Why Croatia? Is Croatia’s situation and its relationship to public norms and transitional justice unique?

 I chose to study Croatia, also the country I am from because I believe that deep understanding of local culture, history, language and politics of a single case is an excellent starting point for theory production and, therefore, the study of universal cases. Norms have a taken-for-granted status in societies – we are often not aware of them – which provided me with a unique opportunity to study Croatia as an insider, who intrinsically understood local norms, as well as an outsider, who was also aware of their existence and construction. Croatia’s relationship with public norms and transitional justice is, in this sense, not unique. It belongs to a large list of cases where transitional justice norms failed to take hold in society. But every process of transitional justice is so unique that it takes specialized area knowledge to get to grips with it.

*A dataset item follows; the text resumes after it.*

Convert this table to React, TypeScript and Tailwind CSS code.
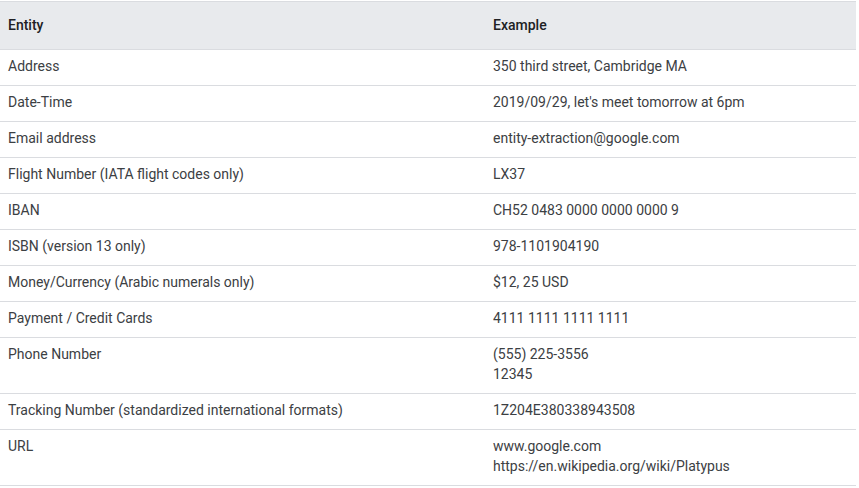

Transitional justice in Croatia is, therefore, not completely original and without precedent, but it did contain new and unique elements. The regional conflicts were the first to have an international criminal tribunal overseeing them as they took place. They were the first to take place in a global environment where human rights were an important part of international rhetoric. At the time, they were also the best-recorded conflicts to date, with day-to-day monitoring of their progress. Croatia’s post-conflict situation also contained unique elements. Croatia’s transition from Yugoslavia has been marked by numerous nationalist governments and a revisionist approach to history, all within the context of European Union integration. Croatia is now a full member of the European Union, yet it continues to curtail certain human rights and minority rights. It shows that the closure of the International Criminal Tribunal for the former Yugoslavia (ICTY) and accession into the European Union has left behind a void, which has allowed for issues of transitional justice to be overlooked.

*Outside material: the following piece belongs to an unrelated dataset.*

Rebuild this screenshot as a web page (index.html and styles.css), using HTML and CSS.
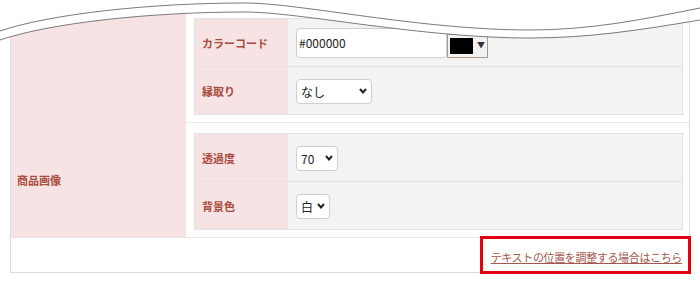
FILE: index.html
```html
<!DOCTYPE html>
<html lang="ja">
<head>
    <meta charset="UTF-8">
    <title>商品画像設定</title>
    <link rel="stylesheet" href="styles.css">
</head>
<body>

<div class="page">
    <table class="settings">
        <tr>
            <th class="group"></th>
            <td class="group-body">
                <table class="sub">
                    <tr>
                        <th>カラーコード</th>
                        <td>
                            <div class="color-field">
                                <input type="text" class="code" value="#000000">
                                <span class="picker"><span class="swatch"></span><span class="arrow">▼</span></span>
                            </div>
                        </td>
                    </tr>
                    <tr>
                        <th>縁取り</th>
                        <td>
                            <span class="select w-edge">
                                <select><option>なし</option></select>
                                <svg class="chev" width="8" height="6" viewBox="0 0 8 6"><polyline points="1,1 4,4.5 7,1"/></svg>
                            </span>
                        </td>
                    </tr>
                </table>
            </td>
        </tr>
        <tr>
            <th class="group">商品画像</th>
            <td class="group-body">
                <table class="sub">
                    <tr>
                        <th>透過度</th>
                        <td>
                            <span class="select w-alpha">
                                <select><option>70</option></select>
                                <svg class="chev" width="8" height="6" viewBox="0 0 8 6"><polyline points="1,1 4,4.5 7,1"/></svg>
                            </span>
                        </td>
                    </tr>
                    <tr>
                        <th>背景色</th>
                        <td>
                            <span class="select w-bg">
                                <select><option>白</option></select>
                                <svg class="chev" width="8" height="6" viewBox="0 0 8 6"><polyline points="1,1 4,4.5 7,1"/></svg>
                            </span>
                        </td>
                    </tr>
                </table>
            </td>
        </tr>
        <tr>
            <td colspan="2" class="foot">
                <span class="mark"><a href="#" class="adjust">テキストの位置を調整する場合はこちら</a></span>
            </td>
        </tr>
    </table>

    <!-- torn edge over the top of the screenshot -->
    <svg class="wave" width="700" height="46" viewBox="0 0 700 46">
        <path class="fill" d="M0,0 L700,0 L700,20 C640,30 590,38 530,38 C420,38 300,12 245,12 C150,12 50,23 0,40 Z"/>
        <path class="line" d="M0,31 C50,14 150,3 245,3 C300,3 420,30 530,30 C590,30 640,20 700,8"/>
        <path class="line" d="M0,40 C50,23 150,12 245,12 C300,12 420,38 530,38 C590,38 640,30 700,20"/>
    </svg>
</div>

</body>
</html>
```

FILE: styles.css
```css
html {
    background-color: white;
}
body {
    margin: 0;
    font-family: "Noto Sans CJK JP", "Noto Sans", sans-serif;
    color: #333;
}
.page {
    position: relative;
    width: 700px;
    height: 283px;
    overflow: hidden;
    padding-top: 7px;
    box-sizing: border-box;
}
.settings {
    margin-left: 10px;
    width: 680px;
    border: 1px solid #dcdcdc;
    border-spacing: 0;
}
.settings > tbody > tr > th,
.settings > tbody > tr > td {
    padding: 0;
}
.group {
    width: 169px;
    padding-left: 6px !important;
    background-color: #f7e3e3;
    border-bottom: 1px solid #e8e2e2;
    text-align: left;
    vertical-align: middle;
    font-size: 11px;
    font-weight: bold;
    color: #a84b40;
}
.group-body {
    padding: 10px 6px 7px 8px !important;
    border-bottom: 1px solid #e8e8e8;
}
.sub {
    width: 100%;
    border: 1px solid #e2e2e2;
    border-spacing: 0;
}
.sub th,
.sub td {
    height: 47px;
    padding: 0;
    border-bottom: 1px solid #e2e2e2;
    vertical-align: middle;
}
.sub tr:last-child th,
.sub tr:last-child td {
    border-bottom: none;
}
.sub th {
    width: 86px;
    padding-left: 7px;
    background-color: #f7e3e3;
    text-align: left;
    font-size: 11px;
    font-weight: bold;
    color: #a84b40;
}
.sub td {
    padding-left: 8px;
    background-color: #f3f3f3;
}
.color-field {
    display: flex;
    align-items: flex-end;
}
.code {
    width: 151px;
    height: 30px;
    box-sizing: border-box;
    border: 1px solid #cfcfcf;
    border-radius: 4px;
    padding: 0 2px;
    font-family: inherit;
    font-size: 12px;
    color: #222;
    background-color: white;
}
.picker {
    display: flex;
    align-items: flex-start;
    width: 41px;
    height: 24px;
    box-sizing: border-box;
    border: 1px solid #a8998a;
    padding: 3px 0 0 2px;
    background-color: #f2f2f2;
}
.swatch {
    width: 23px;
    height: 16px;
    background-color: black;
}
.arrow {
    margin: 3px 0 0 4px;
    font-size: 8px;
    line-height: 8px;
    color: #333;
}
.select {
    position: relative;
    display: inline-block;
    vertical-align: middle;
}
.select select {
    appearance: none;
    -webkit-appearance: none;
    height: 25px;
    box-sizing: border-box;
    border: 1px solid #cfcfcf;
    border-radius: 4px;
    padding: 0 0 0 4px;
    background-color: white;
    font-family: inherit;
    font-size: 12px;
    color: #222;
}
.w-edge select { width: 76px; }
.w-alpha select { width: 42px; }
.w-bg select { width: 34px; }
.chev {
    position: absolute;
    right: 5px;
    top: 10px;
    pointer-events: none;
}
.chev polyline {
    fill: none;
    stroke: #222;
    stroke-width: 2;
}
.foot {
    height: 33px;
    padding: 1px 1px 0 0 !important;
    text-align: right;
    vertical-align: top;
}
.mark {
    display: inline-block;
    height: 32px;
    box-sizing: border-box;
    padding: 8px 6px 0 8px;
    outline: 3px solid #e0000f;
    line-height: 16px;
}
.adjust {
    font-size: 11px;
    letter-spacing: -0.35px;
    color: #a4574c;
}
.wave {
    position: absolute;
    left: 0;
    top: 0;
}
.wave .fill {
    fill: white;
}
.wave .line {
    fill: none;
    stroke: #7a7a7a;
    stroke-width: 1;
}
```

To what extent do lessons learned in the Croatian context apply elsewhere?

 The findings from Croatia can be applied universally because they point to the complex process of norm diffusion in transitional justice. The Croatian experience of transitional justice shows that the trickle-down effects of human rights and justice norms struggle to take hold when faced with powerful, entrenched and emotional local norms. Future transitional justice institutions need to take these local complexities into account and they need to pay attention to the expressivist, or extra-legal, effects they have. Expressivist effects create opportunities for societies to deliberate on the recent past and come to terms with what happened. Expressivist moments are also key to how the transitional justice process is judged by the local public it is promoting human rights norms to. Local narratives of victimization can be too strong for human rights norms to take root and the transitional justice process can easily be appropriated by local elites. Croatia, however, also shows the positive impact international war crimes tribunals can have. The precedents set by the ICTY are impossible to ignore and its track record in Croatia shows that no other institution was likely to undertake this much-needed task. The lesson from Croatia is that international war crimes tribunals play a key role in transitional justice processes, but that their design needs to better take into account local complexities.